Nigeria’s innovation landscape is often crowded with big promises, where polished presentations are celebrated more than the durability of ideas. The Council for Business Innovation and Excellence (CBIE) has consistently challenged this culture by insisting on something different: proof that ventures are designed to withstand the test of markets, time, and competition.
This year’s gathering underscored that position. Instead of rewarding lofty claims, CBIE put the spotlight on the less glamorous but essential backbone of business; operational discipline, system clarity, and financial structure. The message was clear: vision may spark attention, but only discipline ensures survival.
Each founder was treated as a case study, not a performer. Entrepreneurs were pressed beyond narrative flair and asked to defend their fundamentals. How coherent is your revenue model? Can your operations hold under pressure from competitors? What contingencies have you built into your plan when growth slows or costs rise? These questions cut through surface gloss and forced companies to reveal the strength or fragility of their designs.
The framework guiding evaluation was uncompromising. Judges were instructed to dig deep into scalability strategies, leadership accountability, and adaptability to shifting conditions. What emerged was a process less about celebration and more about confrontation, compelling participants to reckon with the health of their enterprises.
CBIE’s value, however, extended beyond the scoring. After the formal reviews, participants were given tailored feedback pointing to weak assumptions, overlooked risks, and systems that required redesign. Many left with a sharper awareness of what needed fixing than with the satisfaction of recognition. The process was deliberately developmental, ensuring that even those who did not emerge as honorees walked away better prepared to endure.
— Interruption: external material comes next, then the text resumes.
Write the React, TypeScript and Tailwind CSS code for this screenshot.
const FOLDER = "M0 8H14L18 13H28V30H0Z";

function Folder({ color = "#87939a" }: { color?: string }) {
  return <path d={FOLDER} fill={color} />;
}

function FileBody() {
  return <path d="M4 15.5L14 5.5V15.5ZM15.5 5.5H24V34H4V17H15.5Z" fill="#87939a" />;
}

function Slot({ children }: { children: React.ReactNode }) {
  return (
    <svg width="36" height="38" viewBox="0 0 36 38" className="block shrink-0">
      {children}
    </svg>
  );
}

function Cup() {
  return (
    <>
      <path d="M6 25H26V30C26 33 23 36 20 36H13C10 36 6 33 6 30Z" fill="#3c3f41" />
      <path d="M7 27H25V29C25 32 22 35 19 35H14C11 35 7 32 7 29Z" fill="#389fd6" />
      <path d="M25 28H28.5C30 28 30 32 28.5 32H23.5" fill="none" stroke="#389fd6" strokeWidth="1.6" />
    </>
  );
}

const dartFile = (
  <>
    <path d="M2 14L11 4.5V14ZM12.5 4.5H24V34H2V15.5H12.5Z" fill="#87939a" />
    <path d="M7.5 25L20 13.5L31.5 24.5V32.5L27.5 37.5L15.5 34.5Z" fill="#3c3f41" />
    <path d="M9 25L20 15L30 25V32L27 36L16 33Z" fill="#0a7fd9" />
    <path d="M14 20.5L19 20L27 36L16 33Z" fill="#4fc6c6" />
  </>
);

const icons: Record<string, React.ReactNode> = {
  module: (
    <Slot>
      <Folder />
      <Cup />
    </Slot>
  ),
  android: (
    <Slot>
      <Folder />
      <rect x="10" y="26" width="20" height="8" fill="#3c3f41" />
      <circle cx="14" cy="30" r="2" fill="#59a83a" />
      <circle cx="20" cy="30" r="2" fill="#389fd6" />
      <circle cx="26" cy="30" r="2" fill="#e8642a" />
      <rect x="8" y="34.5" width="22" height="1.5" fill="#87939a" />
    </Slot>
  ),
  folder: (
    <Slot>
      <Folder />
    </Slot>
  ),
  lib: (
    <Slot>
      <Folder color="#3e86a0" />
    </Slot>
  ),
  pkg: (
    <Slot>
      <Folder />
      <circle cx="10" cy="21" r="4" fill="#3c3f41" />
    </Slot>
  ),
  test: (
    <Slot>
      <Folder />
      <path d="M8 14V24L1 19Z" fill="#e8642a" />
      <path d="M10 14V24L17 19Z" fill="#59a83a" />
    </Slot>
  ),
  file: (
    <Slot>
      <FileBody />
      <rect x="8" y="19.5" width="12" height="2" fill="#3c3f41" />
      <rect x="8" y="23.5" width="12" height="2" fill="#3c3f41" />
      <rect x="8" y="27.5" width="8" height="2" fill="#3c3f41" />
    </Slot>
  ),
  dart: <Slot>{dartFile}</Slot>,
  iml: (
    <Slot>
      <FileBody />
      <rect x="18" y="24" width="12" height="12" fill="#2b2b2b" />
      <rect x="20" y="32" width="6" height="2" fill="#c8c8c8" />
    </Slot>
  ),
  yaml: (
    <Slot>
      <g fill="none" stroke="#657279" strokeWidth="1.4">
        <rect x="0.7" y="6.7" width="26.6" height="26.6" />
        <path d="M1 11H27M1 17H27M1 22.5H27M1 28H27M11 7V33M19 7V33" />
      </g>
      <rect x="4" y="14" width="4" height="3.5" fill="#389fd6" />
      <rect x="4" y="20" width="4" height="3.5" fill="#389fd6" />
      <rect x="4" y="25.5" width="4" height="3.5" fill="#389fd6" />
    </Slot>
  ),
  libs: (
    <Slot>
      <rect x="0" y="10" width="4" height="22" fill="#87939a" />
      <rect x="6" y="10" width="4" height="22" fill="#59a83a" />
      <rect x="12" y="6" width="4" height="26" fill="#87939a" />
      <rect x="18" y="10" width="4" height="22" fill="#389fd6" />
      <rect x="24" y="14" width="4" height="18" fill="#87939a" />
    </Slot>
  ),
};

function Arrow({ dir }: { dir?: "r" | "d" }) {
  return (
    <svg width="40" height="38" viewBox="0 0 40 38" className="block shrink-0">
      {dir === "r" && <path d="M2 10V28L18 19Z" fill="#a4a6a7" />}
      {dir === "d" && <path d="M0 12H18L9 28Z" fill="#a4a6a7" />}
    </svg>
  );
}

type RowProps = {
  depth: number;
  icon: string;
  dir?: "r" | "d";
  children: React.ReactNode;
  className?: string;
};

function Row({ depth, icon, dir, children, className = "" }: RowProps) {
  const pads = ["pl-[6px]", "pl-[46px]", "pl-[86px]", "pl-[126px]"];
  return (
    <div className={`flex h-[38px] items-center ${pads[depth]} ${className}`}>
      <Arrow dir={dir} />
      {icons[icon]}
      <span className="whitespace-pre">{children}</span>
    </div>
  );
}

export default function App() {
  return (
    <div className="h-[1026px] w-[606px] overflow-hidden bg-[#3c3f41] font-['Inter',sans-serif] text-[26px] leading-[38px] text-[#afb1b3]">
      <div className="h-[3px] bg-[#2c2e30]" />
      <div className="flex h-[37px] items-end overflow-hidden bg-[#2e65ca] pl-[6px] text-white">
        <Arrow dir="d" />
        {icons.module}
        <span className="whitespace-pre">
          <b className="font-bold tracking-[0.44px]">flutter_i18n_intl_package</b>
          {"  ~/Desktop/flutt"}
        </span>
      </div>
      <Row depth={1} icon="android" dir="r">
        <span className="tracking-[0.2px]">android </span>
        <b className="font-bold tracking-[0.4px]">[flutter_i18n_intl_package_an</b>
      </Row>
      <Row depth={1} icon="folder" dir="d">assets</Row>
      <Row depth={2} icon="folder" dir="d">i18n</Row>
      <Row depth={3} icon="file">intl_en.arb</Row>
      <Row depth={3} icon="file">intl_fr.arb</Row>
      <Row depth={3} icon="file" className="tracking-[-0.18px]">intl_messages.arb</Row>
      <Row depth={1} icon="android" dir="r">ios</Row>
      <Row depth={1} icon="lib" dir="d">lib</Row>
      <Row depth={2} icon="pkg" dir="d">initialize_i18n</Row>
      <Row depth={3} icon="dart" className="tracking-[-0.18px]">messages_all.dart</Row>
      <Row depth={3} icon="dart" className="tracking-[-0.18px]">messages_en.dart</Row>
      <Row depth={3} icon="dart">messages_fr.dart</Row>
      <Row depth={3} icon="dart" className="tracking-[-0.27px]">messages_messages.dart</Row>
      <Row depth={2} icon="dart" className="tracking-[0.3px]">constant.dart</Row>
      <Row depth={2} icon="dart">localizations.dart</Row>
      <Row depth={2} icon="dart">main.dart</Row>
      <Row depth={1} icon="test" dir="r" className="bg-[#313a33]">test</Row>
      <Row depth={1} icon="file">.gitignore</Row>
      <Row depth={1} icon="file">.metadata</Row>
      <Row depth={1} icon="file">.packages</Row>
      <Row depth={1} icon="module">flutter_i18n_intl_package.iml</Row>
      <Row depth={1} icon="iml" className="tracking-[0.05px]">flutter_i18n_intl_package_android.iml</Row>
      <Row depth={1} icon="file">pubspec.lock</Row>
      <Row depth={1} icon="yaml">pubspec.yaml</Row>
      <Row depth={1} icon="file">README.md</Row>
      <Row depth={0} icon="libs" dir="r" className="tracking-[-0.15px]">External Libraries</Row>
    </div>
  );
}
The authority of the process lay in the composition of its panel. Far from being dominated by familiar public names, the judges were drawn from professionals steeped in the realities of building, restructuring, and sustaining organizations. Their expertise stretched across product design, enterprise operations, policy integration, digital infrastructure, and financial oversight.
Among the panelists were respected figures such as Hilda Ezeigbo, alongside Tunde Adesokan, Amaka Okorie, Ibrahim Lawal, Chinyere Nnaji, Gbenga Olufemi, and Olumide Adebayo. Their combined perspectives gave the review its weight, grounding the process in hard-won experience rather than surface acclaim.
At CBIE, the measure of readiness is not charm or momentum. It is the weight of structure, the discipline of execution, and the foresight to design enterprises that can endure. By setting this benchmark, the Council is shaping a more resilient standard for African innovation, one where endurance matters more than applause.